**GIVEN TASK:** Return all of the entries word for word, but omit the pictures they contain.
━━━━━ ROWS
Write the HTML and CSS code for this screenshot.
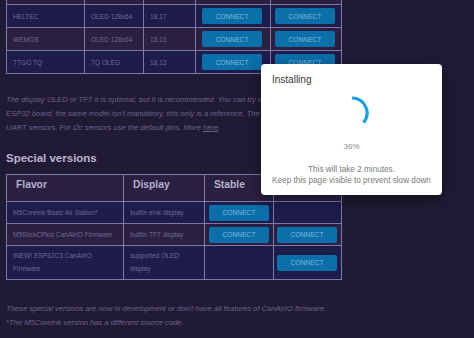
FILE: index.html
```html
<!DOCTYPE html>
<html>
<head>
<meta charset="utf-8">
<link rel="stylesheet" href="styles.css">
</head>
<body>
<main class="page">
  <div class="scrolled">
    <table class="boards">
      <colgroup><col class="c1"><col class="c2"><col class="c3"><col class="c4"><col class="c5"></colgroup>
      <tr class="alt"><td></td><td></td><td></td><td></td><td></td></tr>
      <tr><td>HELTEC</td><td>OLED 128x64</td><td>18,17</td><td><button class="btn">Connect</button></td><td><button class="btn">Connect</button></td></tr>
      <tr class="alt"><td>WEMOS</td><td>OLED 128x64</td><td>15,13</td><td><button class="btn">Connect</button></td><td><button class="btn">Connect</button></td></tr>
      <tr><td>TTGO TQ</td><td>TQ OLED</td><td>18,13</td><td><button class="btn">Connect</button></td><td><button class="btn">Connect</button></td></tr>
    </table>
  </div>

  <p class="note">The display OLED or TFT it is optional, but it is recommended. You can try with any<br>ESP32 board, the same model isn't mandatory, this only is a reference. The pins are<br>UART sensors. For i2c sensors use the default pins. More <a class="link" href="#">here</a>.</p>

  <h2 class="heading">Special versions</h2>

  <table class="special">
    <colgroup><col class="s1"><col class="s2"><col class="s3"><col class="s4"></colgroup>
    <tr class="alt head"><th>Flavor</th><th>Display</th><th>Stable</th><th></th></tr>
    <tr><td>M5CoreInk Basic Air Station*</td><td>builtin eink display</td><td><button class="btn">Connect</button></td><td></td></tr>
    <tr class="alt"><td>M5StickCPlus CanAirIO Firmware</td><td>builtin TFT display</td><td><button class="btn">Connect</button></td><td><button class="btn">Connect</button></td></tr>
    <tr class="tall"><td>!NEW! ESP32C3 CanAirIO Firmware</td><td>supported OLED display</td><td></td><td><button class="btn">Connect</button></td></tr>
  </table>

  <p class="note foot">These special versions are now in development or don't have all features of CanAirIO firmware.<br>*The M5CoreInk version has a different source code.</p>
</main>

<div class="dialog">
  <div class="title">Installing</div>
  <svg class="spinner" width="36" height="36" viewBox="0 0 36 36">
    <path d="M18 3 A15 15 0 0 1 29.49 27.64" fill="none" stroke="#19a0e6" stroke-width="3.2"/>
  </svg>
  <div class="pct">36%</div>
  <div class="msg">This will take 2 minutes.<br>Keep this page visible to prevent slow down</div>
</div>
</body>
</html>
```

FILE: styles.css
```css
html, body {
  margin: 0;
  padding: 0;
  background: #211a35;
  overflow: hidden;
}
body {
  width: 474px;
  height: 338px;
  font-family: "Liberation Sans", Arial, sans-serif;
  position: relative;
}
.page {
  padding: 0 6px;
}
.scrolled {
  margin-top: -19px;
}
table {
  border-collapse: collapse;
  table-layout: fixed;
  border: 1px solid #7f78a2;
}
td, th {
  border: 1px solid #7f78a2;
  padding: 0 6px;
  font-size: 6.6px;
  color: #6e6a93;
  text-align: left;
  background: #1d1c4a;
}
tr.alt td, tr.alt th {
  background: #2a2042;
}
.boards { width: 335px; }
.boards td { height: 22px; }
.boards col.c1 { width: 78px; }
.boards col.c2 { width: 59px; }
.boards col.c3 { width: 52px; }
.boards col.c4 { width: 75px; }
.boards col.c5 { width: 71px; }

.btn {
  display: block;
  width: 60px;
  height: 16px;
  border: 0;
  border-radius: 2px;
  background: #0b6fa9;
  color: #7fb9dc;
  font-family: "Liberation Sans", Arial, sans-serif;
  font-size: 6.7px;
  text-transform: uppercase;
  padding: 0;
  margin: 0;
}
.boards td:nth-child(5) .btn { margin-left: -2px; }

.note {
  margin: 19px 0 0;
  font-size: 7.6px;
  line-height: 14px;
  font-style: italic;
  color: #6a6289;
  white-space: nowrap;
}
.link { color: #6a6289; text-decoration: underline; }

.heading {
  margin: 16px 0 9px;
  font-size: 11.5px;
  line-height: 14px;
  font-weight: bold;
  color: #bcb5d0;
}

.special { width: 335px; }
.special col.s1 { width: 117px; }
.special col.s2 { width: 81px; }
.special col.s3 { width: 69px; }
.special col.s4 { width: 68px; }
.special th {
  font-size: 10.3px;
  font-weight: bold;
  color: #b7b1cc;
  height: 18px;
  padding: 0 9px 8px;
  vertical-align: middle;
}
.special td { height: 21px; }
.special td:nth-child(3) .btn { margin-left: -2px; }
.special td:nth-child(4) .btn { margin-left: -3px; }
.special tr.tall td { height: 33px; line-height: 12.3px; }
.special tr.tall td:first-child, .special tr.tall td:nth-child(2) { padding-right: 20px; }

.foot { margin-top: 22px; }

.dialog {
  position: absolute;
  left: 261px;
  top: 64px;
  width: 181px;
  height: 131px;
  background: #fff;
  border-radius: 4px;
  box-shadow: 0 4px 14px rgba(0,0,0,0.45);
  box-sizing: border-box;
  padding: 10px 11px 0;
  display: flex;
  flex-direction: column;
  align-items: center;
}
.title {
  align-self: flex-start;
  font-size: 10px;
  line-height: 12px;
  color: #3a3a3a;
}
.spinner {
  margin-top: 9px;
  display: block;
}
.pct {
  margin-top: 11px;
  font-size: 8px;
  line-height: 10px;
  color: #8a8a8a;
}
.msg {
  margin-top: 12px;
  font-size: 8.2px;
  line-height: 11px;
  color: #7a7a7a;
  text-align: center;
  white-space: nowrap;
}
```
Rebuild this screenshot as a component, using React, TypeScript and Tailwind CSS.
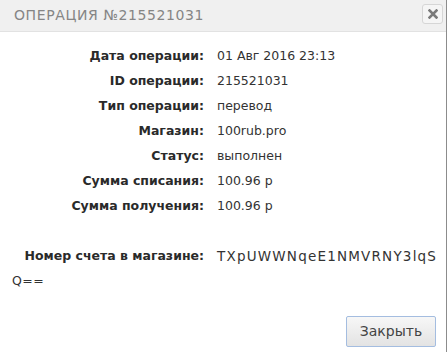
━━━━━━━━━━
**FINISHED TASK:**
Write the HTML and CSS code for this screenshot.
FILE: index.html
```html
<!DOCTYPE html>
<html>
<head>
<meta charset="utf-8">
<link rel="stylesheet" href="styles.css">
</head>
<body>
<main class="page">
  <div class="scrolled">
    <table class="boards">
      <colgroup><col class="c1"><col class="c2"><col class="c3"><col class="c4"><col class="c5"></colgroup>
      <tr class="alt"><td></td><td></td><td></td><td></td><td></td></tr>
      <tr><td>HELTEC</td><td>OLED 128x64</td><td>18,17</td><td><button class="btn">Connect</button></td><td><button class="btn">Connect</button></td></tr>
      <tr class="alt"><td>WEMOS</td><td>OLED 128x64</td><td>15,13</td><td><button class="btn">Connect</button></td><td><button class="btn">Connect</button></td></tr>
      <tr><td>TTGO TQ</td><td>TQ OLED</td><td>18,13</td><td><button class="btn">Connect</button></td><td><button class="btn">Connect</button></td></tr>
    </table>
  </div>

  <p class="note">The display OLED or TFT it is optional, but it is recommended. You can try with any<br>ESP32 board, the same model isn't mandatory, this only is a reference. The pins are<br>UART sensors. For i2c sensors use the default pins. More <a class="link" href="#">here</a>.</p>

  <h2 class="heading">Special versions</h2>

  <table class="special">
    <colgroup><col class="s1"><col class="s2"><col class="s3"><col class="s4"></colgroup>
    <tr class="alt head"><th>Flavor</th><th>Display</th><th>Stable</th><th></th></tr>
    <tr><td>M5CoreInk Basic Air Station*</td><td>builtin eink display</td><td><button class="btn">Connect</button></td><td></td></tr>
    <tr class="alt"><td>M5StickCPlus CanAirIO Firmware</td><td>builtin TFT display</td><td><button class="btn">Connect</button></td><td><button class="btn">Connect</button></td></tr>
    <tr class="tall"><td>!NEW! ESP32C3 CanAirIO Firmware</td><td>supported OLED display</td><td></td><td><button class="btn">Connect</button></td></tr>
  </table>

  <p class="note foot">These special versions are now in development or don't have all features of CanAirIO firmware.<br>*The M5CoreInk version has a different source code.</p>
</main>

<div class="dialog">
  <div class="title">Installing</div>
  <svg class="spinner" width="36" height="36" viewBox="0 0 36 36">
    <path d="M18 3 A15 15 0 0 1 29.49 27.64" fill="none" stroke="#19a0e6" stroke-width="3.2"/>
  </svg>
  <div class="pct">36%</div>
  <div class="msg">This will take 2 minutes.<br>Keep this page visible to prevent slow down</div>
</div>
</body>
</html>
```

FILE: styles.css
```css
html, body {
  margin: 0;
  padding: 0;
  background: #211a35;
  overflow: hidden;
}
body {
  width: 474px;
  height: 338px;
  font-family: "Liberation Sans", Arial, sans-serif;
  position: relative;
}
.page {
  padding: 0 6px;
}
.scrolled {
  margin-top: -19px;
}
table {
  border-collapse: collapse;
  table-layout: fixed;
  border: 1px solid #7f78a2;
}
td, th {
  border: 1px solid #7f78a2;
  padding: 0 6px;
  font-size: 6.6px;
  color: #6e6a93;
  text-align: left;
  background: #1d1c4a;
}
tr.alt td, tr.alt th {
  background: #2a2042;
}
.boards { width: 335px; }
.boards td { height: 22px; }
.boards col.c1 { width: 78px; }
.boards col.c2 { width: 59px; }
.boards col.c3 { width: 52px; }
.boards col.c4 { width: 75px; }
.boards col.c5 { width: 71px; }

.btn {
  display: block;
  width: 60px;
  height: 16px;
  border: 0;
  border-radius: 2px;
  background: #0b6fa9;
  color: #7fb9dc;
  font-family: "Liberation Sans", Arial, sans-serif;
  font-size: 6.7px;
  text-transform: uppercase;
  padding: 0;
  margin: 0;
}
.boards td:nth-child(5) .btn { margin-left: -2px; }

.note {
  margin: 19px 0 0;
  font-size: 7.6px;
  line-height: 14px;
  font-style: italic;
  color: #6a6289;
  white-space: nowrap;
}
.link { color: #6a6289; text-decoration: underline; }

.heading {
  margin: 16px 0 9px;
  font-size: 11.5px;
  line-height: 14px;
  font-weight: bold;
  color: #bcb5d0;
}

.special { width: 335px; }
.special col.s1 { width: 117px; }
.special col.s2 { width: 81px; }
.special col.s3 { width: 69px; }
.special col.s4 { width: 68px; }
.special th {
  font-size: 10.3px;
  font-weight: bold;
  color: #b7b1cc;
  height: 18px;
  padding: 0 9px 8px;
  vertical-align: middle;
}
.special td { height: 21px; }
.special td:nth-child(3) .btn { margin-left: -2px; }
.special td:nth-child(4) .btn { margin-left: -3px; }
.special tr.tall td { height: 33px; line-height: 12.3px; }
.special tr.tall td:first-child, .special tr.tall td:nth-child(2) { padding-right: 20px; }

.foot { margin-top: 22px; }

.dialog {
  position: absolute;
  left: 261px;
  top: 64px;
  width: 181px;
  height: 131px;
  background: #fff;
  border-radius: 4px;
  box-shadow: 0 4px 14px rgba(0,0,0,0.45);
  box-sizing: border-box;
  padding: 10px 11px 0;
  display: flex;
  flex-direction: column;
  align-items: center;
}
.title {
  align-self: flex-start;
  font-size: 10px;
  line-height: 12px;
  color: #3a3a3a;
}
.spinner {
  margin-top: 9px;
  display: block;
}
.pct {
  margin-top: 11px;
  font-size: 8px;
  line-height: 10px;
  color: #8a8a8a;
}
.msg {
  margin-top: 12px;
  font-size: 8.2px;
  line-height: 11px;
  color: #7a7a7a;
  text-align: center;
  white-space: nowrap;
}
```
Rebuild this screenshot as a component, using React, TypeScript and Tailwind CSS.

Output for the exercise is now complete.